Right. That there was all the leaders get together and they have a spreadsheet and they're talking about, you know, well, the Gospel of Thomas doesn't have a passion narrative. It doesn't talk about the crucifixion. So that one's out. But the Acts of Thomas is pretty good. Why can't why don't we put that in? Well, it's a little bit different here and they only use it in Syria.
And those in Italy have never heard of it. OK, we'll put it out for these meetings that wrap. They never have. We want to believe they happened. Sometimes we fabricate them that they happened. Sometimes we say, well, at the Council of Nicaea, they must have done this. I don't think that was their main concern.

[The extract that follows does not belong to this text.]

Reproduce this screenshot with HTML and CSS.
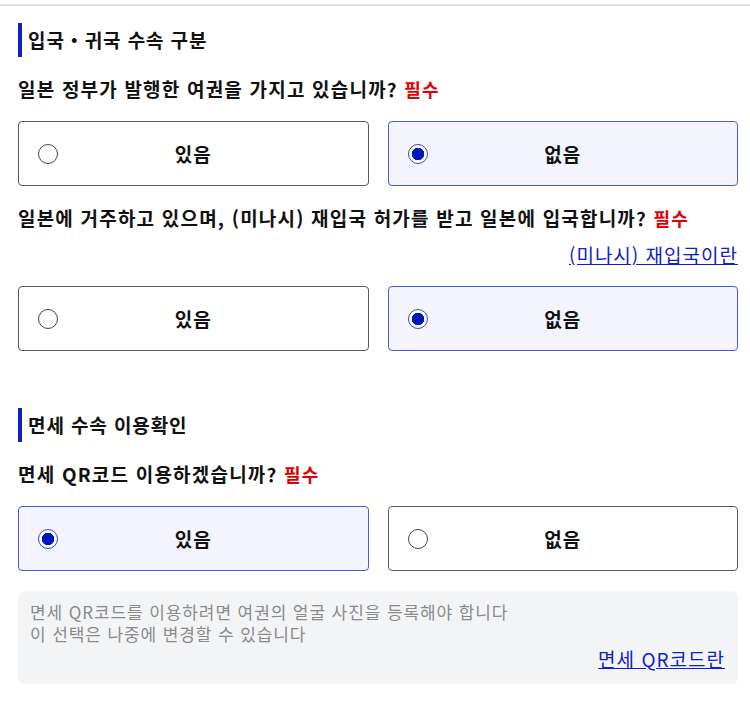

They had concerns at the Council of Nicaea about church unity and concerns about doctrine and concerns about organizational structure in the fourth century. But when we look at our fourth century codices, meaning books, kind of the great codices of the fourth and fifth century, which are earliest collected, what comes to eventually be the Bible,
What you see very clearly is that there is a core, which is strong. Your core of four gospels, Paul's letters, 1 Peter, sometimes 2 Peter, you know, Acts and Hebrews get in there. You have your core, but then you have a lot of fuzziness on the edges, right? And you look at, you know, Codex in the Vatican, Vaticanus or Codex Sinaiticus in the British Library, 4th century codices.

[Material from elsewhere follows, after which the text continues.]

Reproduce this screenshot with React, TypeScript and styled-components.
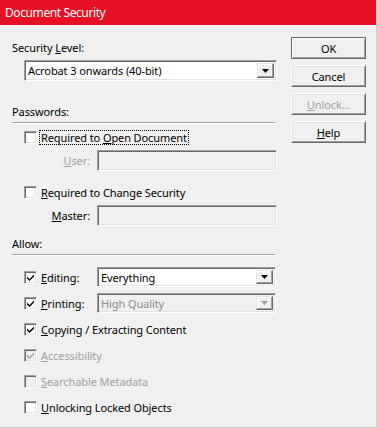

And at the end, they have some other texts, right, that are not ultimately in the modern post-Reformation, post-printing press canon. So what do we do with that? Do we think that they thought that those were of the same weight as the ones that came before? I'm more likely just to say that they had different questions than we have, right? Their questions were primarily about, is this useful?
Is this text good for teaching? Is it good for learning?
I feel like this poses an issue for believers because they say, you know, these books were assembled. through the divinity of God. Like God himself was guiding these early church leaders to putting these books together. So if there is, you know, there can be no error. There can be no, you know, human fray that actually affects the text of the books.
Yeah, I mean, my historian's perspective on that would be to say that inerrancy is a modern concept. We don't see much concern about inerrancy in medieval Christianity or in early Christianity in the way that we see it in modern post-printing press, post-Enlightenment, post-Reformation Christianity. The vast majority of Christians in Christian history believe did not think that way.
And we have evidence of that. They knew there were discrepancies. Third and fourth century Christians, they're not dumb. If they have the stories, they can see, well, in this one, it looks like Jesus is crucified on Passover, and in this one, it looks like it's not.